Sunday, January 31, 2010

How "Birds of a Feather Flock Together" on Online Social Spaces

This post is among my first attempts to talk about my research and a specific problem of interest to a generic audience. Your comments are welcome!

A primary domain of interest to social researchers through several decades has been the study of interpersonal communication among groups of individuals. Communication is central to the evolution of social systems. Hence the monotonic surge of interest springs from the potential of such communication impacting variegated social processes: such as propagation of influence, evolution of communities and so on.

Typically studies geared towards understanding these social processes via communication, until a few years back, have essentially been cross-sectional in nature, often based on participant observations and surveys on relatively small sets of people. However, the advent of the "social web" over the past decade is providing researchers with newer ways to validate their hypotheses on large-scale data. For example, the Web 2.0 technologies today have provided considerable leeway to a rich rubric of platforms that promote multifaceted user interactions on shared spaces. The resultant impact of these plethora of social websites such as Flickr, YouTube, Twitter, Digg, Facebook and the Blogosphere have been widespread. Right from shopping a new car, to getting suggestions on investment, searching for the next holiday destination or even planning their next meal out, people have started to rely heavily on opinions expressed online or social resources that can provide them with useful insights into the diversely available set of options.

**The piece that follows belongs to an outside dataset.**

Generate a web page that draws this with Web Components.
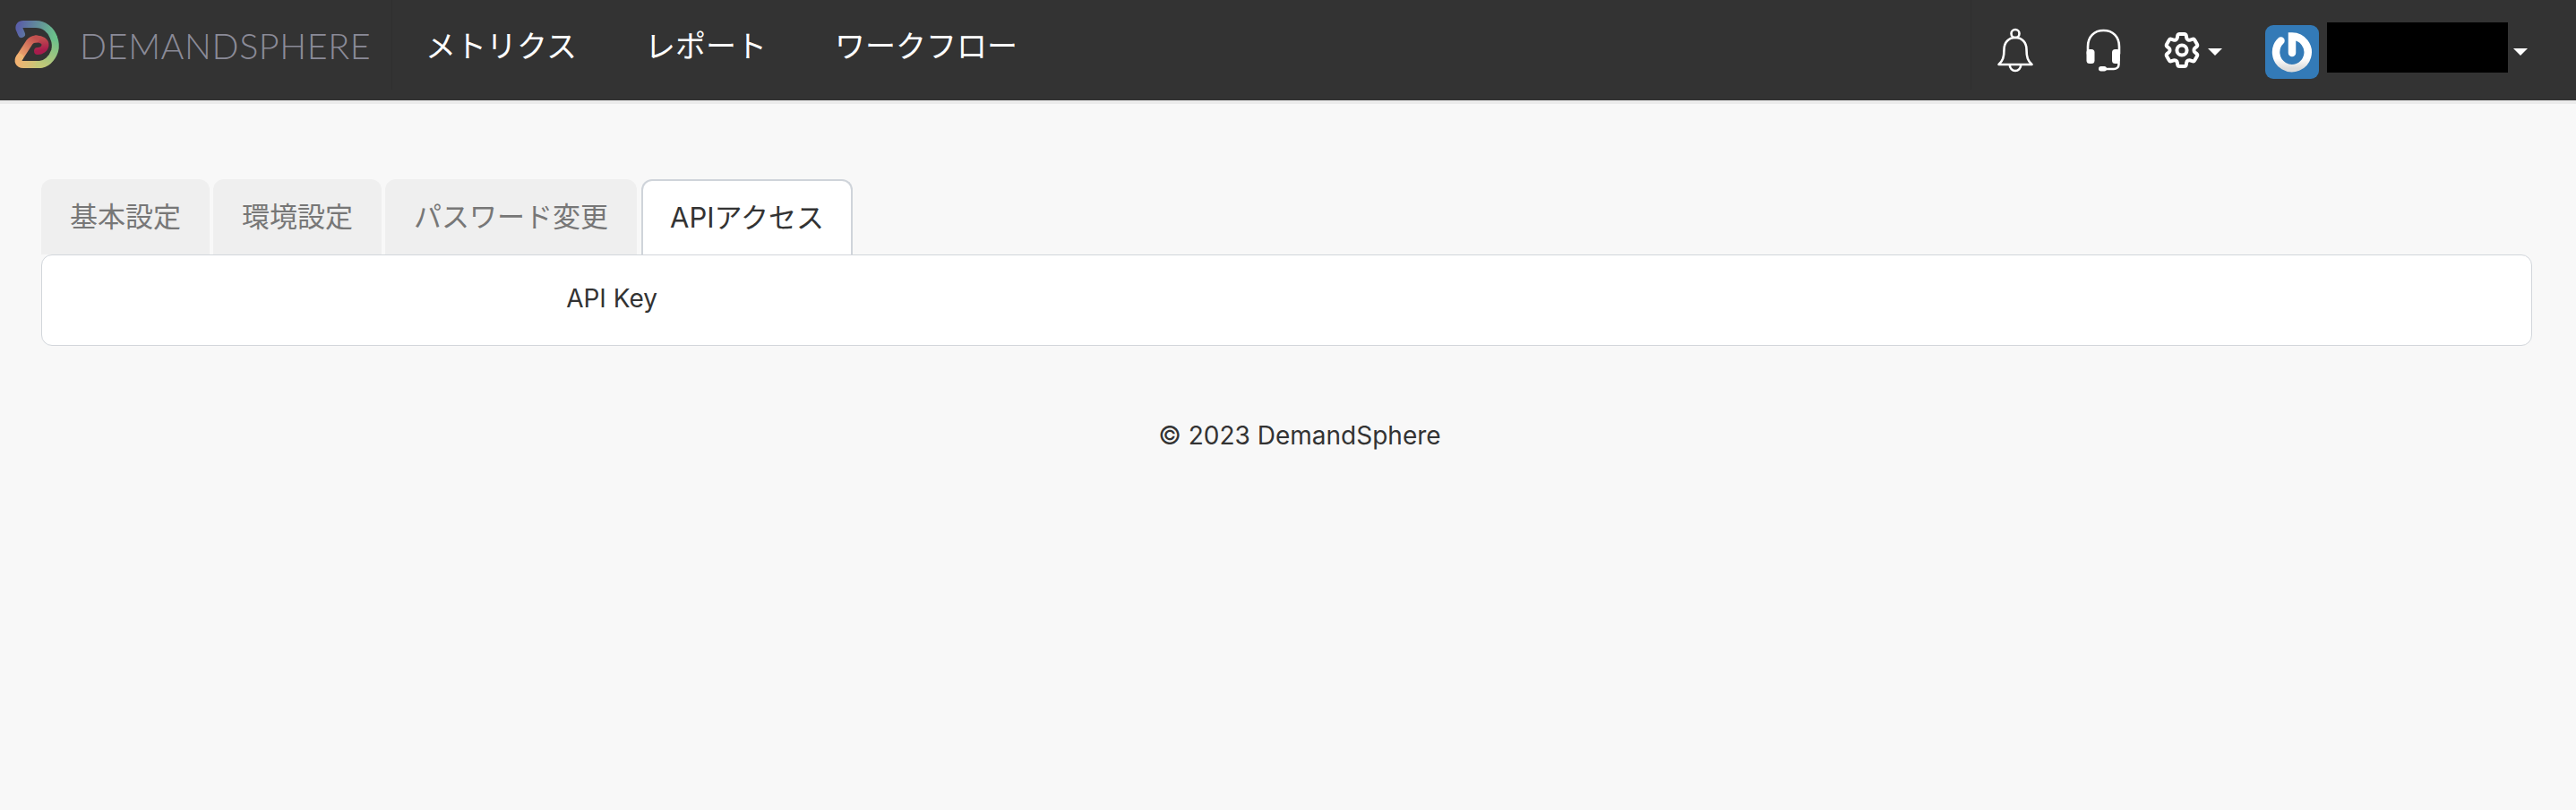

My research spans the study of large-scale social processes on such online platform, an area that has popularly begun to be known as "computational social sciences". This post deals with the specific problem of understanding, modeling and analyzing how information propagates in a "network" of individuals, via a certain mode of communication. Today, because electronic social data can be collected at comparatively low cost of acquisition and resource maintenance, can span over diverse populations and be acquired over extended time periods, it provides a rich and broad test bed to understand the social process of information diffusion.

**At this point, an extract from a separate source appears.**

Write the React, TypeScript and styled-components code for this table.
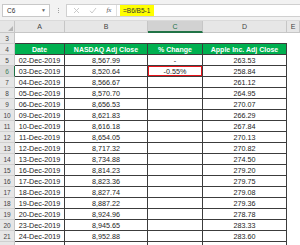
import React from "react";
import styled, { createGlobalStyle, css } from "styled-components";

const GlobalStyle = createGlobalStyle`
  html, body { margin: 0; padding: 0; background: #ffffff; }
  body { font-family: "Liberation Sans", Arial, sans-serif; }
  * { box-sizing: border-box; }
`;

const WIDTHS = [15, 50, 83, 55, 84, 13];

const Page = styled.div`
  width: 300px;
  height: 245px;
  overflow: hidden;
  display: flex;
  flex-direction: column;
  background: #ffffff;
`;

const FormulaBar = styled.div`
  height: 21px;
  flex: none;
  display: flex;
  align-items: center;
  padding: 0 0 0 2px;
  background: #f2f2f2;
  border-bottom: 1px solid #dadada;
`;

const NameBox = styled.div`
  width: 48px;
  height: 13px;
  background: #ffffff;
  border: 1px solid #c8c8c8;
  display: flex;
  align-items: center;
  justify-content: space-between;
  padding: 0 3px 0 4px;
  font-size: 6.5px;
  color: #333;
`;

const Caret = styled.span`
  font-size: 5px;
  color: #666;
`;

const Dots = styled.div`
  width: 16px;
  display: flex;
  flex-direction: column;
  align-items: center;
  gap: 1px;
  & > i {
    width: 1px;
    height: 1px;
    background: #a0a0a0;
  }
`;

const FxBox = styled.div`
  flex: 1;
  height: 13px;
  display: flex;
  align-items: center;
  background: #ffffff;
  border: 1px solid #d0d0d0;
  border-right: none;
`;

const IconGroup = styled.div`
  width: 50px;
  display: flex;
  align-items: center;
  justify-content: space-around;
  padding-left: 2px;
  height: 100%;
  border-right: 1px solid #e0e0e0;
`;

const FxText = styled.span`
  font-family: "Liberation Serif", serif;
  font-style: italic;
  font-size: 7px;
  color: #555;
`;

const Formula = styled.span`
  margin-left: 3px;
  background: #ffff00;
  height: 11px;
  display: flex;
  align-items: center;
  padding: 0 4px 0 3px;
  font-size: 6.5px;
  color: #333;
`;

const Sheet = styled.div`
  display: flex;
  flex-direction: column;
`;

const Row = styled.div<{ $h: number }>`
  display: flex;
  height: ${(p) => p.$h}px;
  flex: none;
`;

const Corner = styled.div`
  width: ${WIDTHS[0]}px;
  height: 100%;
  background: #e6e6e6;
  border-right: 1px solid #c6c6c6;
  border-bottom: 1px solid #c6c6c6;
  position: relative;
  &::after {
    content: "";
    position: absolute;
    right: 1px;
    bottom: 1px;
    width: 0;
    height: 0;
    border-left: 5px solid transparent;
    border-bottom: 5px solid #b4b4b4;
  }
`;

const ColHead = styled.div<{ $w: number; $sel?: boolean }>`
  width: ${(p) => p.$w}px;
  height: 100%;
  display: flex;
  align-items: center;
  justify-content: center;
  font-size: 7px;
  color: #444;
  background: ${(p) => (p.$sel ? "#d2d2d2" : "#e6e6e6")};
  border-right: 1px solid #c6c6c6;
  border-bottom: ${(p) => (p.$sel ? "2px solid #217346" : "1px solid #c6c6c6")};
  ${(p) => p.$sel && css`color: #217346;`}
`;

const RowHead = styled.div<{ $sel?: boolean }>`
  width: ${WIDTHS[0]}px;
  height: 100%;
  display: flex;
  align-items: center;
  justify-content: center;
  font-size: 6.5px;
  color: ${(p) => (p.$sel ? "#3f7f5a" : "#444")};
  background: ${(p) => (p.$sel ? "#d8d8d8" : "#e6e6e6")};
  border-bottom: 1px solid #cfcfcf;
  border-right: ${(p) => (p.$sel ? "1px solid #217346" : "1px solid #c6c6c6")};
`;

const Cell = styled.div<{ $w: number; $kind: "blank" | "top" | "head" | "data" | "out" }>`
  width: ${(p) => p.$w}px;
  height: 100%;
  display: flex;
  align-items: center;
  justify-content: center;
  font-size: 7.2px;
  color: #222;
  white-space: nowrap;
  overflow: hidden;
  position: relative;
  ${(p) =>
    p.$kind === "top" &&
    css`
      border-bottom: 1px solid #3c3c3c;
    `}
  ${(p) =>
    p.$kind === "head" &&
    css`
      background: #00b050;
      color: #ffffff;
      font-weight: bold;
      font-size: 7px;
      border-right: 1px solid #3c3c3c;
      border-bottom: 1px solid #3c3c3c;
    `}
  ${(p) =>
    p.$kind === "data" &&
    css`
      border-right: 1px solid #3c3c3c;
      border-bottom: 1px solid #3c3c3c;
    `}
`;

const Marked = styled.span`
  position: absolute;
  left: -1px;
  top: -1px;
  right: -1px;
  bottom: -1px;
  border: 2px solid #e8141b;
  pointer-events: none;
`;

const rows: [string, string, string, string][] = [
  ["02-Dec-2019", "8,567.99", "-", "263.53"],
  ["03-Dec-2019", "8,520.64", "-0.55%", "258.84"],
  ["04-Dec-2019", "8,566.67", "", "261.12"],
  ["05-Dec-2019", "8,570.70", "", "264.95"],
  ["06-Dec-2019", "8,656.53", "", "270.07"],
  ["09-Dec-2019", "8,621.83", "", "266.29"],
  ["10-Dec-2019", "8,616.18", "", "267.84"],
  ["11-Dec-2019", "8,654.05", "", "270.13"],
  ["12-Dec-2019", "8,717.32", "", "270.82"],
  ["13-Dec-2019", "8,734.88", "", "274.50"],
  ["16-Dec-2019", "8,814.23", "", "279.20"],
  ["17-Dec-2019", "8,823.36", "", "279.75"],
  ["18-Dec-2019", "8,827.74", "", "279.08"],
  ["19-Dec-2019", "8,887.22", "", "279.36"],
  ["20-Dec-2019", "8,924.96", "", "278.78"],
  ["23-Dec-2019", "8,945.65", "", "283.33"],
  ["24-Dec-2019", "8,952.88", "", "283.60"],
  ["26-Dec-2019", "9,022.39", "", "289.91"],
];

const RH = 11;

export default function App() {
  return (
    <Page>
      <GlobalStyle />
      <FormulaBar>
        <NameBox>
          <span>C6</span>
          <Caret>▼</Caret>
        </NameBox>
        <Dots>
          <i />
          <i />
          <i />
        </Dots>
        <FxBox>
          <IconGroup>
            <svg width="7" height="7" viewBox="0 0 7 7">
              <path d="M1 1 L6 6 M6 1 L1 6" stroke="#c4c4c4" strokeWidth="0.9" fill="none" />
            </svg>
            <svg width="8" height="7" viewBox="0 0 8 7">
              <path d="M1 3.8 L3 6 L7 1" stroke="#c4c4c4" strokeWidth="0.9" fill="none" />
            </svg>
            <FxText>fx</FxText>
          </IconGroup>
          <Formula>=B6/B5-1</Formula>
        </FxBox>
      </FormulaBar>
      <Sheet>
        <Row $h={12}>
          <Corner />
          <ColHead $w={WIDTHS[1]}>A</ColHead>
          <ColHead $w={WIDTHS[2]}>B</ColHead>
          <ColHead $w={WIDTHS[3]} $sel>C</ColHead>
          <ColHead $w={WIDTHS[4]}>D</ColHead>
          <ColHead $w={WIDTHS[5]}>E</ColHead>
        </Row>
        <Row $h={RH}>
          <RowHead>3</RowHead>
          <Cell $w={WIDTHS[1]} $kind="top" />
          <Cell $w={WIDTHS[2]} $kind="top" />
          <Cell $w={WIDTHS[3]} $kind="top" />
          <Cell $w={WIDTHS[4]} $kind="top" />
          <Cell $w={WIDTHS[5]} $kind="blank" />
        </Row>
        <Row $h={RH}>
          <RowHead>4</RowHead>
          <Cell $w={WIDTHS[1]} $kind="head">Date</Cell>
          <Cell $w={WIDTHS[2]} $kind="head">NASDAQ Adj Close</Cell>
          <Cell $w={WIDTHS[3]} $kind="head">% Change</Cell>
          <Cell $w={WIDTHS[4]} $kind="head">Apple Inc. Adj Close</Cell>
          <Cell $w={WIDTHS[5]} $kind="blank" />
        </Row>
        {rows.map((r, i) => {
          const n = i + 5;
          return (
            <Row $h={RH} key={n}>
              <RowHead $sel={n === 6}>{n}</RowHead>
              <Cell $w={WIDTHS[1]} $kind="data">{r[0]}</Cell>
              <Cell $w={WIDTHS[2]} $kind="data">{r[1]}</Cell>
              <Cell $w={WIDTHS[3]} $kind="data">
                {r[2]}
                {n === 6 && <Marked />}
              </Cell>
              <Cell $w={WIDTHS[4]} $kind="data">{r[3]}</Cell>
              <Cell $w={WIDTHS[5]} $kind="blank" />
            </Row>
          );
        })}
      </Sheet>
    </Page>
  );
}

Specifically, in this context, I present the impact of the "homophily" principle on information diffusion in social media. The homophily principle states that users in a social system tend to bond more with ones who are "similar" to them than ones who are dissimilar. Hence homophily structures networks: people's ego-centric social networks are often homogeneous with regard to diverse social, demographic, behavioral, and intra-personal characteristics or revolve around social foci such as co-location or commonly situated activities. The existence of such homogeneity, i.e. homophily is therefore likely to impact the information these individuals receive and propagate and the communication activities they engage in.

In our work, we consider communication occurring via posts on the popular micro-blogging service Twitter and investigate the relationship between homophily among users and the social process of diffusion. We particularly study four kind of contextual attributes on Twitter: location, activity behavior, social role and activity distribution. Thereafter we predict diffusion characteristics under homophily on these attributes based on a novel probabilistic framework. Our experimental results on a large dataset from Twitter have been promising, and reveals how "similarity breeds connection" in a social network.


Xiaoju said...

This is very interesting and promising line of research, not to mention the excitement of observing the real-time development of the whole system. 'Homophily" is definitely one of the well-observed phenomenon and, I think, the key in the concept is the granuality of or dimensions of homophily. Person A can well be similar with person B on a certain attribute, and differ from person B on others. Of course, we can observe correlations among different attributes. At the same time, would different platforms render different weights on the set of attributes? Also, how would online and offline attributes and behaviors interact (e.g. network based on physical location vs. network based on online network)? These are all exciting questions. Looking forward to you thesis!!

karan said...

you complicate things.